Not too long ago, our squad reached our halfway point. The evening of January 22nd was the first time I caught myself thinking, “yeah, I could leave for home right now and be okay.”
Mind you, I have taken up some sort of pride when not necessarily missing home. But on this amazingly starry night, I was doing everything I could to not break down and cry in the middle of it all. I knew I could have easily retreated to my tent but I also knew I would regret not being present later on.
But, in this moment, all I wanted was to cry. All I wanted was to know with 100% reassurance that my friends back home still cared and loved me. All I wanted to do was hold some of the girls I miss the most closely— Yesica, Telma, Marli, Juana… All I wanted was a nice home-cooked meal from my mom. I just wanted to hang out with my brother and learn more about the things going on in his head and his life.
The last thing I wanted was to be here. But the scariest part of it all was that I knew that these thoughts and these feelings were not coning from a place of discomfort or from homesickness; rather, all of this was coming from a place of depression.
I have been on anti-depressants for quite some time now. Getting enough anti-depressants for 12 months out on the field was not an easy task.
The first three months in South America seemed to play out at a normal rhythm of life. I only had a couple of meltdowns and I saw that as progress from the daily meltdowns I had in Ohio. I thought I was seeing progress.

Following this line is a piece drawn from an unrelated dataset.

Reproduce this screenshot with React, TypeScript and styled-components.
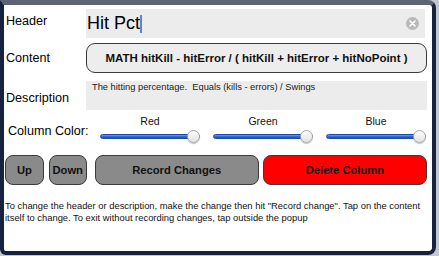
import React from "react";
import styled, { createGlobalStyle } from "styled-components";

const Global = createGlobalStyle`
  html, body { margin: 0; padding: 0; }
  body {
    background: #c3c7cf;
    font-family: "Liberation Sans", Arial, sans-serif;
    width: 439px;
    height: 256px;
    overflow: hidden;
  }
`;

const Frame = styled.div`
  box-sizing: border-box;
  width: 436px;
  height: 255px;
  border: 4px solid #16233f;
  border-top: 5px solid #5d6474;
  border-radius: 0 8px 8px 6px;
  background: #fff;
  overflow: hidden;
`;

const Panel = styled.div`
  display: flex;
  flex-direction: column;
  padding: 4px 5px 0 1px;
  background: #fff;
  border-radius: 4px;
  height: 100%;
  box-sizing: border-box;
`;

const FieldRow = styled.div<{ $h: number; $mt?: number }>`
  display: grid;
  grid-template-columns: 81px 1fr;
  align-items: center;
  height: ${(p) => p.$h}px;
  margin-top: ${(p) => p.$mt ?? 0}px;
`;

const Label = styled.div<{ $dy?: number }>`
  font-size: 12.6px;
  color: #000;
  padding-left: 1px;
  position: relative;
  top: ${(p) => p.$dy ?? 0}px;
`;

const HeaderInput = styled.div`
  height: 29px;
  background: #ececec;
  display: flex;
  align-items: center;
  padding-left: 1px;
  margin-right: 2px;
  font-size: 18px;
  color: #000;
`;

const Caret = styled.span`
  display: inline-block;
  width: 2px;
  height: 18px;
  background: #5b84d6;
`;

const Clear = styled.div`
  margin-left: auto;
  margin-right: 6px;
  width: 13px;
  height: 13px;
  border-radius: 50%;
  background: #b9b9b9;
  display: flex;
  align-items: center;
  justify-content: center;
`;

const ContentButton = styled.div`
  box-sizing: border-box;
  height: 30px;
  border: 1px solid #3a3a3a;
  border-radius: 9px;
  background: #ededed;
  display: flex;
  align-items: center;
  justify-content: center;
  font-weight: bold;
  font-size: 11.5px;
  color: #111;
`;

const DescBox = styled.div`
  height: 29px;
  background: #ececec;
  box-sizing: border-box;
  padding: 1px 6px;
  font-size: 9.3px;
  color: #222;
  white-space: pre;
`;

const ColorRow = styled.div`
  display: flex;
  align-items: flex-end;
  margin-top: 5px;
  height: 30px;
`;

const ColorLabel = styled.div`
  font-size: 12.6px;
  width: 95px;
  padding-left: 3px;
  box-sizing: border-box;
  margin-bottom: 7px;
`;

const Sliders = styled.div`
  display: flex;
  gap: 13px;
  flex: 1;
`;

const SliderBox = styled.div`
  width: 100px;
  display: flex;
  flex-direction: column;
  align-items: center;
`;

const SliderName = styled.div`
  font-size: 10.5px;
  color: #111;
  height: 13px;
  line-height: 13px;
`;

const Track = styled.div`
  position: relative;
  width: 100%;
  height: 17px;
  display: flex;
  align-items: center;
`;

const Bar = styled.div`
  width: 100%;
  height: 5px;
  border-radius: 3px;
  border: 1px solid #1f4aa6;
  background: linear-gradient(#6d9de8, #2a62cc 60%, #1d4fb4);
  box-sizing: border-box;
`;

const Thumb = styled.div`
  position: absolute;
  top: 2px;
  width: 13px;
  height: 13px;
  border-radius: 50%;
  box-sizing: border-box;
  border: 1px solid #a8a8a8;
  background: linear-gradient(#fdfdfd, #e2e2e2);
  box-shadow: 0 1px 1px rgba(0, 0, 0, 0.25);
`;

const ButtonRow = styled.div`
  display: flex;
  margin-top: 10px;
`;

const Btn = styled.div<{ $w: number; $ml: number; $red?: boolean }>`
  box-sizing: border-box;
  width: ${(p) => p.$w}px;
  margin-left: ${(p) => p.$ml}px;
  height: 30px;
  border: 1px solid #3b3b3b;
  border-radius: 8px;
  background: ${(p) => (p.$red ? "#ff0000" : "#8a8a8a")};
  display: flex;
  align-items: center;
  justify-content: center;
  font-weight: bold;
  font-size: 11.2px;
  color: #111;
`;

const Help = styled.div`
  margin-top: 15px;
  font-size: 9.4px;
  line-height: 12px;
  color: #111;
  white-space: nowrap;
`;

const sliders = [
  { name: "Red", value: 1 },
  { name: "Green", value: 1 },
  { name: "Blue", value: 1 },
];

export default function App() {
  return (
    <>
      <Global />
      <Frame>
        <Panel>
          <FieldRow $h={29}>
            <Label $dy={-3}>Header</Label>
            <HeaderInput>
              Hit Pct
              <Caret />
              <Clear>
                <svg width="7" height="7" viewBox="0 0 7 7">
                  <path d="M1 1L6 6M6 1L1 6" stroke="#fff" strokeWidth="1.6" strokeLinecap="round" />
                </svg>
              </Clear>
            </HeaderInput>
          </FieldRow>
          <FieldRow $h={30} $mt={5}>
            <Label $dy={0}>Content</Label>
            <ContentButton>MATH hitKill - hitError / ( hitKill + hitError + hitNoPoint )</ContentButton>
          </FieldRow>
          <FieldRow $h={29} $mt={8}>
            <Label $dy={2}>Description</Label>
            <DescBox>{"The hitting percentage.  Equals (kills - errors) / Swings"}</DescBox>
          </FieldRow>
          <ColorRow>
            <ColorLabel>Column Color:</ColorLabel>
            <Sliders>
              {sliders.map((s) => (
                <SliderBox key={s.name}>
                  <SliderName>{s.name}</SliderName>
                  <Track>
                    <Bar />
                    <Thumb style={{ left: `calc(${s.value * 100}% - 13px)` }} />
                  </Track>
                </SliderBox>
              ))}
            </Sliders>
          </ColorRow>
          <ButtonRow>
            <Btn $w={39} $ml={0}>Up</Btn>
            <Btn $w={38} $ml={5}>Down</Btn>
            <Btn $w={165} $ml={8}>Record Changes</Btn>
            <Btn $w={165} $ml={4} $red>Delete Column</Btn>
          </ButtonRow>
          <Help>
            To change the header or description, make the change then hit "Record change". Tap on the content
            <br />
            itself to change. To exit without recording changes, tap outside the popup
          </Help>
        </Panel>
      </Frame>
    </>
  );
}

But, almost immediately after switching to being on our new teams in December, something changed. I did not cry on my last team as much as I have on this team. I have had to deal with a lot of suppressed emotions and fears. On top of trying to process the spiritual and emotional battle within me, I was trying to also remember to take my anti-depressants…which, I kept forgetting to.

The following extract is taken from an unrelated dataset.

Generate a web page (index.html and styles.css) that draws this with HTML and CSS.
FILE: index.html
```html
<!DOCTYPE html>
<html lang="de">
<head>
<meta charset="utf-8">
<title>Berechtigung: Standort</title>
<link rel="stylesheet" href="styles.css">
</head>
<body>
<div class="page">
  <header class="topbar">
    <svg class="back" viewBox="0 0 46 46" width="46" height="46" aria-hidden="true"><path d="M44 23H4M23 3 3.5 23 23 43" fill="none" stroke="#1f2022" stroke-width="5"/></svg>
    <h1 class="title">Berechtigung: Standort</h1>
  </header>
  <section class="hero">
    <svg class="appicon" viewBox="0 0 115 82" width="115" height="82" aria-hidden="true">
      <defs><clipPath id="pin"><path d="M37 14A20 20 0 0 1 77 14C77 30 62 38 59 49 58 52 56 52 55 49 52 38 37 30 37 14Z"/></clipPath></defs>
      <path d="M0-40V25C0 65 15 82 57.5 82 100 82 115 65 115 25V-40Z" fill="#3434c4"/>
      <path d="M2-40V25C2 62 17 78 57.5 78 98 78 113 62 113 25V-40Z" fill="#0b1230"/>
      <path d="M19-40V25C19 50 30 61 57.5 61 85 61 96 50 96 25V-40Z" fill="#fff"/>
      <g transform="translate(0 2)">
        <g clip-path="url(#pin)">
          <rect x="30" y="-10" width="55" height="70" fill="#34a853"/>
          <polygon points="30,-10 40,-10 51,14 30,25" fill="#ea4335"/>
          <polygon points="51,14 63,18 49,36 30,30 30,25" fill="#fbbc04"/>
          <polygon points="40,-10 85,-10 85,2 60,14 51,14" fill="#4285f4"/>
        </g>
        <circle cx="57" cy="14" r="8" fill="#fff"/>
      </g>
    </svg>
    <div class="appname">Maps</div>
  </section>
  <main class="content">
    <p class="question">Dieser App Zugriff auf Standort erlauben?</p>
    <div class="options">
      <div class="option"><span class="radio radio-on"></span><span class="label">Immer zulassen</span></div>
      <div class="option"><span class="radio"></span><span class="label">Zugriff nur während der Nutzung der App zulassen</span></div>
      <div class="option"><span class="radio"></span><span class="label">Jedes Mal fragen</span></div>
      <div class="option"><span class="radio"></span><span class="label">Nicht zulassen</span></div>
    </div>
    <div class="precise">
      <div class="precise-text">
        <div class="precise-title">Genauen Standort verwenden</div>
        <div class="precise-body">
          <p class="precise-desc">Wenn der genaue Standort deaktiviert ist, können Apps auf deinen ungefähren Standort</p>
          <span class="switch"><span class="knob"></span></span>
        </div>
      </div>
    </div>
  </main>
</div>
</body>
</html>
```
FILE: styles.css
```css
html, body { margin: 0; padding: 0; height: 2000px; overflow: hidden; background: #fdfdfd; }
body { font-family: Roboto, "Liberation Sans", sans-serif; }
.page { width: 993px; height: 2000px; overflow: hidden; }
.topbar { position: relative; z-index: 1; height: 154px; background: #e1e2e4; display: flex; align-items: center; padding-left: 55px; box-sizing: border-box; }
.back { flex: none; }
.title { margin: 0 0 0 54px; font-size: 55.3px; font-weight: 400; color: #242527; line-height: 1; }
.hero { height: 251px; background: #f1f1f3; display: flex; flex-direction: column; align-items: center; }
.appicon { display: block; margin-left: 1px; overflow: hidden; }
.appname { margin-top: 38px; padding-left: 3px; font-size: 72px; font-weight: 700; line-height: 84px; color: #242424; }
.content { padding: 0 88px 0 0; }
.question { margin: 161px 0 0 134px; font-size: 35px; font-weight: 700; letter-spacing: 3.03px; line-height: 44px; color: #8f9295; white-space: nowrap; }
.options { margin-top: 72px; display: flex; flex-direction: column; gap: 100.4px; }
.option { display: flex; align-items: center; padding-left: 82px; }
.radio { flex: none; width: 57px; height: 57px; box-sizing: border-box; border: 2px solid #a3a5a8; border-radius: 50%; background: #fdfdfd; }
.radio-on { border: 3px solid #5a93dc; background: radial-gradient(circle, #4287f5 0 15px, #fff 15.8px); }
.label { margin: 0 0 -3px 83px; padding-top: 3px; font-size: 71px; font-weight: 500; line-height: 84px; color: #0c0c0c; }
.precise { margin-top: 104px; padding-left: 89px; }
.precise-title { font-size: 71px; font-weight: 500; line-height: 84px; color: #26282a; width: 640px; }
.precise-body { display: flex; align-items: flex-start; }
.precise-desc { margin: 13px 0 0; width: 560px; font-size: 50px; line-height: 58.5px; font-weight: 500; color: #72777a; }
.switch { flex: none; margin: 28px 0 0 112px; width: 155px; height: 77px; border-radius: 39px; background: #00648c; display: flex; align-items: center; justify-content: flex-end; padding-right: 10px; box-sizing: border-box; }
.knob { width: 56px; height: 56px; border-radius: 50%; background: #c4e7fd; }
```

I have abruptly stopped taking anti-depressants in my life twice before and I do not recommend it. This past weekend has been one of the hardest on the Race.

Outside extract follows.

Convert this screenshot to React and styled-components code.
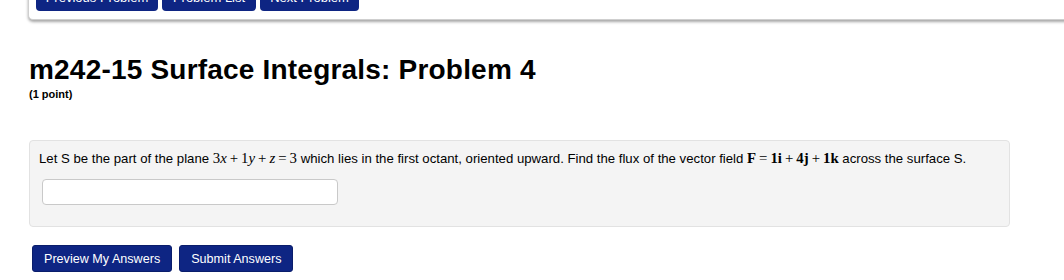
import React from "react";
import styled, { createGlobalStyle } from "styled-components";

const Global = createGlobalStyle`
  body {
    margin: 0;
    background: #ffffff;
    font-family: "Liberation Sans", Arial, sans-serif;
    color: #000;
    overflow: hidden;
  }
`;

const Page = styled.div`
  width: 1064px;
  height: 280px;
  overflow: hidden;
`;

const NavPanel = styled.div`
  display: flex;
  gap: 4px;
  margin: -16px -20px 0 28px;
  padding: 0 0 8px 7px;
  background: #fff;
  border: 1px solid #cfcfcf;
  border-top: none;
  border-radius: 0 0 0 5px;
  box-shadow: 0 2px 3px rgba(0, 0, 0, 0.35);
`;

const NavButton = styled.button`
  height: 27px;
  padding: 0;
  background: #0e2583;
  color: #fff;
  border: none;
  border-radius: 0 0 4px 4px;
  font-family: "Liberation Sans", Arial, sans-serif;
  font-size: 13px;
  display: flex;
  align-items: center;
  justify-content: center;
  width: ${(p) => p.w}px;
`;

const Content = styled.div`
  padding: 34px 56px 0 29px;
`;

const Title = styled.h1`
  margin: 0;
  font-size: 28px;
  font-weight: bold;
  line-height: 32px;
  letter-spacing: 0.2px;
`;

const Points = styled.div`
  font-size: 11px;
  font-weight: bold;
  margin-top: 2px;
`;

const ProblemBox = styled.div`
  margin-top: 40px;
  background: #f4f4f4;
  border: 1px solid #e2e2e2;
  border-radius: 4px;
  padding: 9px 9px 21px 9px;
  width: 961px;
`;

const Statement = styled.p`
  margin: 0;
  font-size: 13.2px;
  line-height: 17px;
`;

const M = styled.span`
  font-family: "Liberation Serif", "Times New Roman", serif;
  font-size: 14.8px;
  font-style: ${(p) => (p.i ? "italic" : "normal")};
  font-weight: ${(p) => (p.b ? "bold" : "normal")};
`;

const Op = styled.span`
  font-family: "Liberation Serif", "Times New Roman", serif;
  font-size: 14.8px;
  margin: 0 3px;
`;

const AnswerInput = styled.input`
  display: block;
  margin: 12px 0 0 3px;
  width: 296px;
  height: 26px;
  box-sizing: border-box;
  border: 1px solid #c9c9c9;
  border-radius: 4px;
  background: #fff;
`;

const Actions = styled.div`
  display: flex;
  gap: 7px;
  margin: 18px 0 0 3px;
`;

const ActionButton = styled.button`
  height: 27px;
  padding: 0 11px;
  background: #0e2583;
  color: #fff;
  border: 1px solid #0a1d6b;
  border-radius: 3px;
  font-family: "Liberation Sans", Arial, sans-serif;
  font-size: 12.6px;
`;

export default function App() {
  return (
    <Page>
      <Global />
      <NavPanel>
        <NavButton w={122}>Previous Problem</NavButton>
        <NavButton w={94}>Problem List</NavButton>
        <NavButton w={99}>Next Problem</NavButton>
      </NavPanel>
      <Content>
        <Title>m242-15 Surface Integrals: Problem 4</Title>
        <Points>(1 point)</Points>
        <ProblemBox>
          <Statement>
            Let S be the part of the plane <M>3</M>
            <M i>x</M>
            <Op>+</Op>
            <M>1</M>
            <M i>y</M>
            <Op>+</Op>
            <M i>z</M>
            <Op>=</Op>
            <M>3</M> which lies in the first octant, oriented upward. Find the
            flux of the vector field <M b>F</M>
            <Op>=</Op>
            <M b>1i</M>
            <Op>+</Op>
            <M b>4j</M>
            <Op>+</Op>
            <M b>1k</M> across the surface S.
          </Statement>
          <AnswerInput type="text" />
        </ProblemBox>
        <Actions>
          <ActionButton>Preview My Answers</ActionButton>
          <ActionButton>Submit Answers</ActionButton>
        </Actions>
      </Content>
    </Page>
  );
}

I didn’t feel like myself. I lost all appetite for food but knew I needed to eat. I wanted to retreat into isolation, take a nap, and not wake just to get away from it all. I was surrounded by amazing people worshipping God in a beautiful language and watching my teammates join in the celebration, but I felt so alone. My frustration levels were high and my verbal filter was down. I felt so empty inside and had nothing left to give or offer.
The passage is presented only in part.